Because the course’s students come from the full spectrum of Newhouse majors, plus some from other SU schools, it will not focus on any one media discipline or major. Rather the class as a multi-discipline group, similar to a company, will study the theory of New Media; the industrial changes, crises, and opportunities that New Media spawns; its revenue and business models and their technologies and practices; and its evolving future. The course aims to give students the conceptual and basic business knowledge they’ll need to work in 21st Century media.

Here is my planned topical schedule for the class. No 13-week course can possible teach students everything they need to know about the New Media Business for media practioners. I therefore teach just the basics.

  • January 13 – Course Introduction and Syllabus: We’ll discuss our backgrounds, the students’ expectations, and the instructor’s requirements for this course, its grading, assignments, etc.
  • January 15 – Embracing Change: Why this is an exceptional time in millennia of media. Why you’ll almost certainly not do what this school trains you to do. What do confederate widows, Eddie Rickenbacker, the instructor, and the class’s students have in common. What is the one skill that students will need to learn?
  • January 20 – Crisis: Put the students in the shoes of media companies’ executives today. General Trends & Creative Destruction in the media industry. What are the challenges that media companies face? What, if anything, can be done? If you have to think ‘Outside the Box’…?
  • January 22 -The Future is Here; It’s Just Unevenly Distributed: Change is neither smooth nor contemporaneous. How to discern between fads and trends? What are the long-term trends in media?
  • January 27 -A World Tour: Cultural and Geographic Variations in New Media worldwide. That there actually are New Media outside the U.S. and what can be learned from them? Who has the best Web sites in the world and why? Who has the best mobile media and why? Who uses what parts, where, and why?

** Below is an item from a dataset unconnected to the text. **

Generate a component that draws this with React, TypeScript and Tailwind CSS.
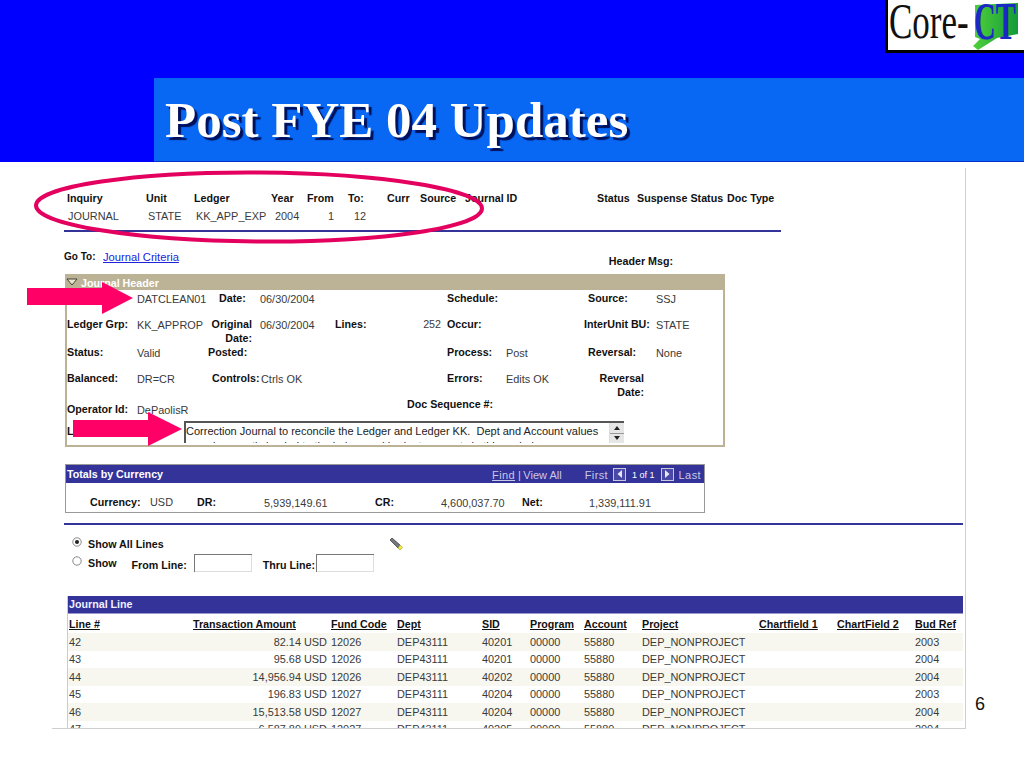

  • January 29 – Internet Timelines & Versions: A brief history of the Internet, its parts, who invented it, and how it works. What are Web 1.0 and Web 2.0, and Web 3.0? Why each is significant and what effects they have.
  • February 3 – How New Media Differ Legally from Traditional Media: How laws governing publishing, broadcasting, marketing, and advertising in New Media differ from those governing traditional media. COPA. CAN-SPAM. Spyware. Cybersquatting. Digital Millennium Copyright Act, Webcast royalties. Digital Rights Management. Personal jurisdiction/foreign jurisdiction. ‘Safe harbors’, etc.

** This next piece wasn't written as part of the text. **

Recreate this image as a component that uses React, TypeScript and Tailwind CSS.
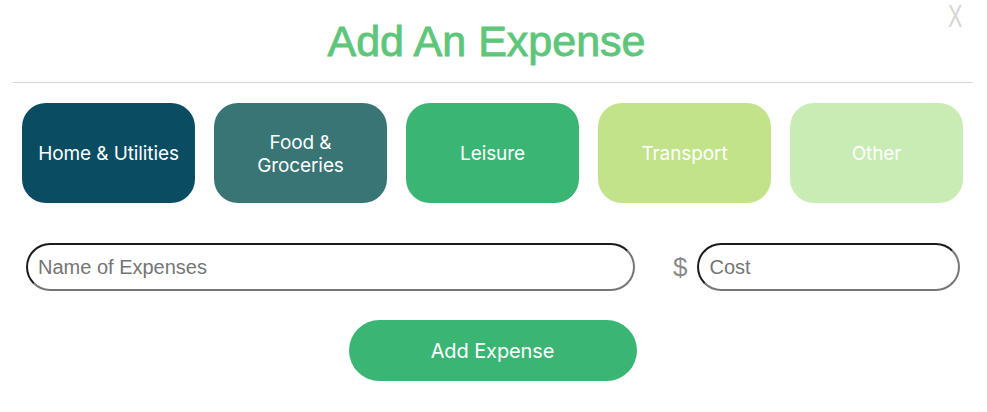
import React from 'react';

const categories = [
  { label: 'Home & Utilities', bg: 'bg-[#0a4c62]' },
  { label: 'Food & Groceries', bg: 'bg-[#387574]', wrap: true },
  { label: 'Leisure', bg: 'bg-[#3ab574]' },
  { label: 'Transport', bg: 'bg-[#c2e38a]' },
  { label: 'Other', bg: 'bg-[#c8ecb3]' },
];

const inputCls =
  'h-[48px] rounded-full border-2 border-t-[#1b1b1b] border-l-[#1b1b1b] border-b-[#767676] border-r-[#767676] bg-white px-[10px] text-[20px] text-black placeholder:text-[#757575] outline-none font-["Liberation_Sans",Arial,sans-serif]';

export default function App() {
  return (
    <div className="relative w-[987px] h-[412px] bg-white overflow-hidden">
      {/* close */}
      <button className="absolute right-[21px] top-[1px] text-[31px] leading-[32px] text-[#d6d6d6] font-['Liberation_Sans',sans-serif] scale-x-70">
        X
      </button>

      <div className="flex flex-col items-center pt-[15px]">
        <h1 className="pr-[14px] text-[43px] leading-[52px] text-[#5ec67b] font-['Liberation_Sans',Arial,sans-serif] [-webkit-text-stroke:0.9px_#5ec67b]">
          Add An Expense
        </h1>
        <div className="mt-[15px] ml-[-2px] w-[960px] h-px bg-[#d3d3d3]" />

        {/* categories */}
        <div className="mt-[20px] flex gap-[19px] ml-[-2px]">
          {categories.map((c) => (
            <button
              key={c.label}
              className={`w-[173px] h-[100px] rounded-[24px] ${c.bg} flex items-center justify-center px-[12px] pt-px text-white text-[19px] leading-[23px] font-['Inter',sans-serif] tracking-[-0.1px]`}
            >
              {c.wrap ? (
                <span>
                  Food &amp;
                  <br />
                  Groceries
                </span>
              ) : (
                c.label
              )}
            </button>
          ))}
        </div>

        {/* fields */}
        <div className="mt-[40px] w-[935px] flex items-center">
          <input className={`${inputCls} w-[609px]`} placeholder="Name of Expenses" />
          <span className="ml-[38px] mr-[10px] text-[26px] text-[#8a8a8a] font-['Liberation_Sans',Arial,sans-serif]">$</span>
          <input className={`${inputCls} w-[263px]`} placeholder="Cost" />
        </div>

        <button className="mt-[29px] ml-[-2px] w-[288px] h-[61px] rounded-full bg-[#3ab574] text-white text-[20px] font-['Inter',sans-serif] tracking-[-0.1px]">
          Add Expense
        </button>
      </div>
    </div>
  );
}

  • February 5 — How New Media Differ Economically from Traditional Media: Conflations of daily and monthly. Behavior versus Demographics. Eyeballs versus Actions. Why it takes 50 to 100 online users to make up for the revenue lost losing one traditional media user?
  • February 10 -Paid Content, Permission, and Personalization: Why information doesn’t necessarily want to be free. What will people pay for online content, when, and why? The three criteria for paid content. ‘Personalization’ & Individualization of content and advertising. Permission Marketing.
  • February 12 — Digital and Interactive: Why the true definitions of those terms matter in a world of hype. What is digital and how do its technologies work? What characteristics and capabilities make it different than traditional forms of media? What is interactive and why true use of that term matters?
  • February 17 — What is/are New Media? (Part A): The four common characteristics of successful New Media business plans. ‘Bits not atoms.’ Digital addressability. A quantum shift in control over media. Why Open triumphs over Proprietary systems.
  • February 19 — What is/are New Media? (Part B): The Theories of New Media. Is it anything put online? Is it only things that are not associated with traditional media? What new dimensions, if any, does New Media give to media? Potentials & Opportunities.
  • February 24 — Social Media & Virtual Words: How to publish and broadcast and manage in Social Media. How to market and advertise in Social Media. A tour of text, chat, and virtual world sites.
  • February 26 — Streaming Media: Webcasting, podcasting, vodcasting, peer-to-peer, BitTorrent, YouTube, etc. Why Blue-Ray’s victory over HD DVD will be moot. New forms of broadcast that are unique to New Media.
  • March 17 — Alphabet Soup & Metadata: How not to sound stupid in discussions of New Media: What is XML, Exif, NewsML, AdML, Mash-ups, etc.? How and why metadata controls content distribution in the 21st Century?
  • March 19 — Metrics & RSS: Server logs, clickstreams, analytics, new Phorms, Really Simply Syndication, and the gaps in the world’s most accountable form of media.
  • March 24 — Banners & ‘Rich Media’ Advertising: Clickthroughs and banners. Landing pages. What is ‘Rich Media’ advertising. Targeting by demographics, context, behaviors, geography, affinity, or purchases. Dayparting. CPM versus CPC versus CPA.
  • March 26 & 31 — Search Engines Marketing & Optimization: Why more than half of all online advertising today is about Search Engine Marketing. How does SEM marketing work? How to optimize content for search engines?
  • April 2 — E-Mail Marketing: Why electronic mail is still the ‘killer application’ despite spam. How e-mail publishing/marketing works and what are its metrics.
  • April 7 – Mobile & Wireless: Publishing or broadcasting to mobile phones, game consoles, and other mobile devices. WiFi, WiMax, 2.5G, 3G, 4G, and 5G.
  • April 9 — E-Paper & Print: Portable Document File editions, electronic paper, Kindles, OLEDs, and digital presses. The 21st Century revenge of paper.
  • April 14 – The Future: Change and Resolution. Future New Media.